**SUPPLIED DATA:**

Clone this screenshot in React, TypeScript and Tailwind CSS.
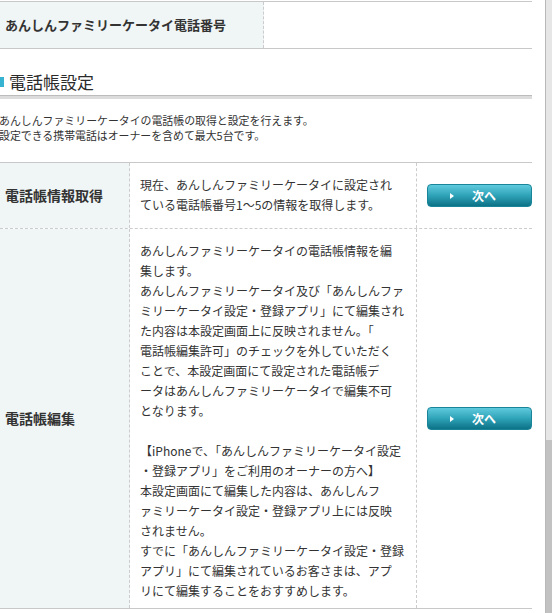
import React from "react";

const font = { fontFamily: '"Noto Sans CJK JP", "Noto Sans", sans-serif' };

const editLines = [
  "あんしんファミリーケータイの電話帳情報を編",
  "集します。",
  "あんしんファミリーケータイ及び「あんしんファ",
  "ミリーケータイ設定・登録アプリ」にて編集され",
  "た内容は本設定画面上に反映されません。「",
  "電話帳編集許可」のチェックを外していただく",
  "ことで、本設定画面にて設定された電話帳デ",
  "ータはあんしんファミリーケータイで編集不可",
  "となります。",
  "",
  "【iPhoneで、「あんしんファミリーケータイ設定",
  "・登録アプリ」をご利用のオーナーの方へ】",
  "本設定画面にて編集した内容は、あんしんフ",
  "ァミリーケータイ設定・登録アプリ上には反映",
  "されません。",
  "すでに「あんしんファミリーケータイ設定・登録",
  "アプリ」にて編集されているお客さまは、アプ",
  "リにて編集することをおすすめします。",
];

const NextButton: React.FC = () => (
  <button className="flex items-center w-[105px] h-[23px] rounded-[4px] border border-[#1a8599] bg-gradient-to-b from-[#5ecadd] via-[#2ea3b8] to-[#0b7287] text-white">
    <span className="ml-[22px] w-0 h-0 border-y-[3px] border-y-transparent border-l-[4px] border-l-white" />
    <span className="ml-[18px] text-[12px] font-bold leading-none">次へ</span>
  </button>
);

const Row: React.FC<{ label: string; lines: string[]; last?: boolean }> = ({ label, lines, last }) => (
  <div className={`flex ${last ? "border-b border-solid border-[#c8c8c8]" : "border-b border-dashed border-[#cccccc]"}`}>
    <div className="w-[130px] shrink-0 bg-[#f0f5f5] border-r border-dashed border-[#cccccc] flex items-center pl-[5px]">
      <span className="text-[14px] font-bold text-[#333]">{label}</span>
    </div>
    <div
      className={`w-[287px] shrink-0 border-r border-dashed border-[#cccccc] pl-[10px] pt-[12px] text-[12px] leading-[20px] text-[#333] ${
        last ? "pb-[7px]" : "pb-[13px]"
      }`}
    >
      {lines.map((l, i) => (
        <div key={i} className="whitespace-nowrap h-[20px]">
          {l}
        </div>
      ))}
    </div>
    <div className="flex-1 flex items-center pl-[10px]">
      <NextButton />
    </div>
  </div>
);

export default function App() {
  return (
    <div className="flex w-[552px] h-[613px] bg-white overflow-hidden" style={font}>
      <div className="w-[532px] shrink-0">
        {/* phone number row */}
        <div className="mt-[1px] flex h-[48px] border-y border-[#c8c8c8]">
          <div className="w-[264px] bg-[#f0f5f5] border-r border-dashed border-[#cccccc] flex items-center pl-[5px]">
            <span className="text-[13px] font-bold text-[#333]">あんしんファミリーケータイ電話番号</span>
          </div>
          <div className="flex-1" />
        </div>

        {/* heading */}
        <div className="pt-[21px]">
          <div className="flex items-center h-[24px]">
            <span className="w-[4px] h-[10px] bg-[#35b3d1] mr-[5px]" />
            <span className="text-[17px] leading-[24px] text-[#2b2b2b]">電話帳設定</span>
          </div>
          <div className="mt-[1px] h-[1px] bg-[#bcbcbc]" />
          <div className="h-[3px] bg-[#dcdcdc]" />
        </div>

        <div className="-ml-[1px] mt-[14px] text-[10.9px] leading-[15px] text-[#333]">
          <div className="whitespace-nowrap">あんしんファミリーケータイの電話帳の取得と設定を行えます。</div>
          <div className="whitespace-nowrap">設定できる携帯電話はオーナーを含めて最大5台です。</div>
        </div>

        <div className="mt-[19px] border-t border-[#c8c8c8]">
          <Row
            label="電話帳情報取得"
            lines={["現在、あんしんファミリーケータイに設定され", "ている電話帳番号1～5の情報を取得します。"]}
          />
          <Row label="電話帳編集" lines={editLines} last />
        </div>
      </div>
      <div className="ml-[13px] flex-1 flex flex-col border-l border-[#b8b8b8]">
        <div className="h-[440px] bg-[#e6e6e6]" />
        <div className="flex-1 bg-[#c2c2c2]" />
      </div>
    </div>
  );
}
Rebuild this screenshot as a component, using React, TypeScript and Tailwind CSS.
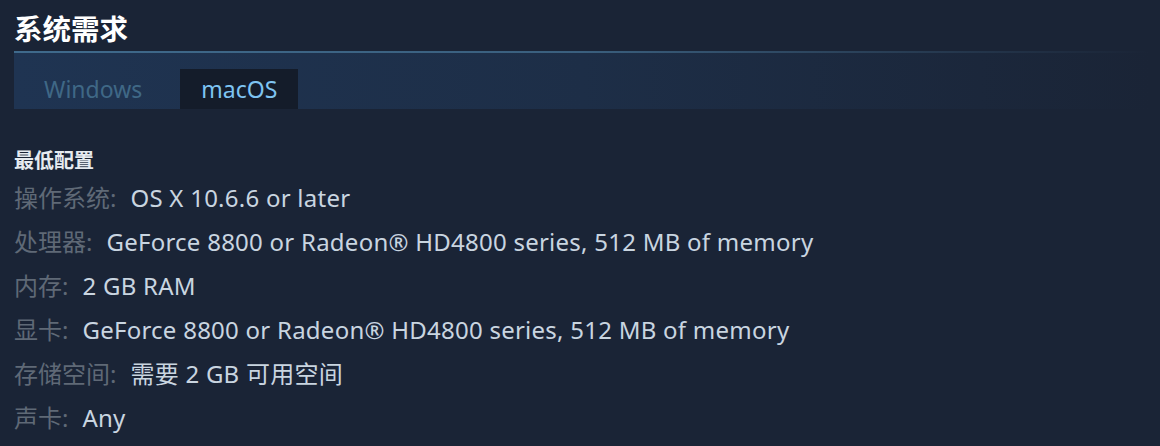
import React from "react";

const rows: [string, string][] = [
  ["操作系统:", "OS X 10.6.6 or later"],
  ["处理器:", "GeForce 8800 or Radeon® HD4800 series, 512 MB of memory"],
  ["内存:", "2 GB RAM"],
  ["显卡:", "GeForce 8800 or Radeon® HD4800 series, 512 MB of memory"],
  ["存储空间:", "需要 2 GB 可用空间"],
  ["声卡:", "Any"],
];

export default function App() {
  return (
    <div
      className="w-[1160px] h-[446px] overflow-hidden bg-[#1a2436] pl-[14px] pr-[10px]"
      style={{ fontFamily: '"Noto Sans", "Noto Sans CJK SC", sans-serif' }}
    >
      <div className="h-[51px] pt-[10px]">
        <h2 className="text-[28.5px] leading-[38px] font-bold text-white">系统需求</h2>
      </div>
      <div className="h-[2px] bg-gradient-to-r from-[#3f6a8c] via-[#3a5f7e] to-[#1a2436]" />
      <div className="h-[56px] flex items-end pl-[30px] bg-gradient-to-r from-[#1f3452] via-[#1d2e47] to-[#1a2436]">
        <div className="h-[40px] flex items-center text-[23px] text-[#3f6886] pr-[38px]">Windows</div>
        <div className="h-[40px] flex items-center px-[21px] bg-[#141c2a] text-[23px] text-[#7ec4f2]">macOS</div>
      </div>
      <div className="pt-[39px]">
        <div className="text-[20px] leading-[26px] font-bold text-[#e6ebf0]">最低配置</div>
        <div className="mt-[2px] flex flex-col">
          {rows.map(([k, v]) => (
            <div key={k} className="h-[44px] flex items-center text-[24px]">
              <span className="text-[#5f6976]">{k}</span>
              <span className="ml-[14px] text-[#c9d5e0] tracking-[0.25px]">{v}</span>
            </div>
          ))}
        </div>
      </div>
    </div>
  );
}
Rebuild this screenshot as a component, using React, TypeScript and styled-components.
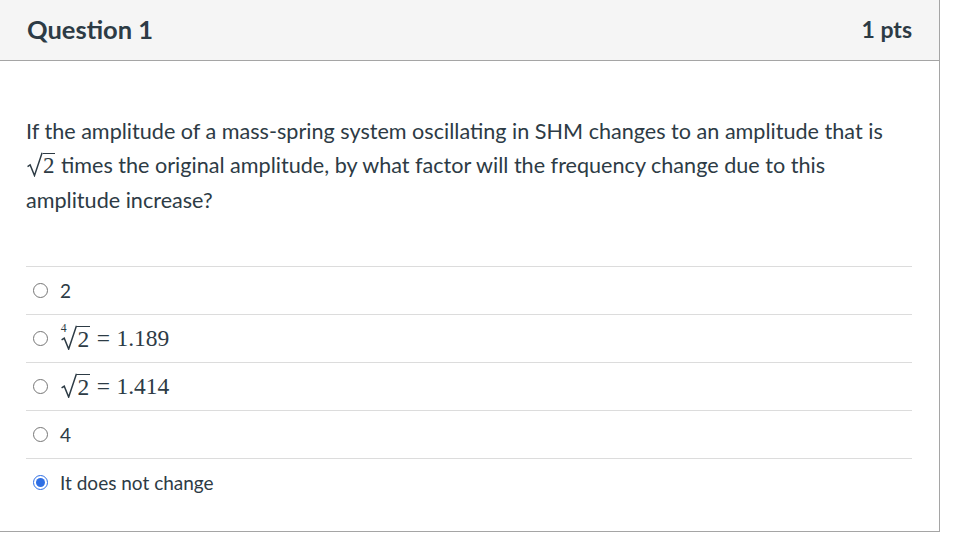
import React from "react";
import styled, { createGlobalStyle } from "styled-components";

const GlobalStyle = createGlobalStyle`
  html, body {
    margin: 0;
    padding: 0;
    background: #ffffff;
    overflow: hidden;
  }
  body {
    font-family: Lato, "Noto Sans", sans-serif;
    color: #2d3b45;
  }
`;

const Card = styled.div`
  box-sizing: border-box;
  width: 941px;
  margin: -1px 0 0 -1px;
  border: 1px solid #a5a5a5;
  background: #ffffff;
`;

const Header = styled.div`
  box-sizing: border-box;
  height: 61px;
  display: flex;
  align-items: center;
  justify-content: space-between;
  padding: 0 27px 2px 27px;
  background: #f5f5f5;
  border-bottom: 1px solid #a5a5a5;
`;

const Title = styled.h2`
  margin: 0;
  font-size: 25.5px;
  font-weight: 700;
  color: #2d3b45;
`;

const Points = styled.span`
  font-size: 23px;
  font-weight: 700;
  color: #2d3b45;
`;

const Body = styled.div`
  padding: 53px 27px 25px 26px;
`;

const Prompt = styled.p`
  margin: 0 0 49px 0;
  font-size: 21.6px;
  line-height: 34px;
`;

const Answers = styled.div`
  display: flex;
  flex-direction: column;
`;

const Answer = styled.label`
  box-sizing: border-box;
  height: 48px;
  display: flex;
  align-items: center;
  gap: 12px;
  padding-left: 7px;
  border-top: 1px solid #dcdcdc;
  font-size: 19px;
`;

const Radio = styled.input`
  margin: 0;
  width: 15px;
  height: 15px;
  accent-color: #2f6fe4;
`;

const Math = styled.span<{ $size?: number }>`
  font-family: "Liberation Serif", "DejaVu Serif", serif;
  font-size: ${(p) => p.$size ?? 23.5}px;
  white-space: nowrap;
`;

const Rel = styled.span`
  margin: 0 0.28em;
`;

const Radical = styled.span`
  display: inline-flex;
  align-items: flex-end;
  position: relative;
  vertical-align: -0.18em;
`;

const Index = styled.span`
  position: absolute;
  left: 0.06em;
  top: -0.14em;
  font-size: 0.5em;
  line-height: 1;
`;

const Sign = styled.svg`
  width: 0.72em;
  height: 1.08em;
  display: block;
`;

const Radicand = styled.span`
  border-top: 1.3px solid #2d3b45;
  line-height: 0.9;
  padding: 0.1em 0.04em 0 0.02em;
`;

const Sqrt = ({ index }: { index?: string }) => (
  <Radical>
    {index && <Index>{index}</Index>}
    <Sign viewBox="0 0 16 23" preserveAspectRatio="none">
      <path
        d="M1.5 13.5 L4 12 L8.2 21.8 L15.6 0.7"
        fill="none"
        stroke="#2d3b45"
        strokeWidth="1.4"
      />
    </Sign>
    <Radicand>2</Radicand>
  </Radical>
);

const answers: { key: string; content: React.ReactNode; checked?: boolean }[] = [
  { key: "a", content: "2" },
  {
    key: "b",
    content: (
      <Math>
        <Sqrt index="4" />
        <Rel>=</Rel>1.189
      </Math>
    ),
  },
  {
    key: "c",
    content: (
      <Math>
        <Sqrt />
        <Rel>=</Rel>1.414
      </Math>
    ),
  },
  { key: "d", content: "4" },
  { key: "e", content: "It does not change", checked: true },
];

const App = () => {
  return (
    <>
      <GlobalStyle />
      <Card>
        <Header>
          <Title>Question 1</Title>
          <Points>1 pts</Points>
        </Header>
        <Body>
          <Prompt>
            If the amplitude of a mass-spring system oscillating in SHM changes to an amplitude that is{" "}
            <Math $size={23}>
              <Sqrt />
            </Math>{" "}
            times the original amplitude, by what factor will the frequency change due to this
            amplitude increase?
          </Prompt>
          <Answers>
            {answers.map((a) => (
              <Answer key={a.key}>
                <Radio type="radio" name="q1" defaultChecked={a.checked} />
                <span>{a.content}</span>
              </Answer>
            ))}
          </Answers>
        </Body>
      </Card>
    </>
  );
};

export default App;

**GIVEN PROBLEM:** How many of the lines above hold "using"? Answer with only the number.

**COMPLETED TASK:** 2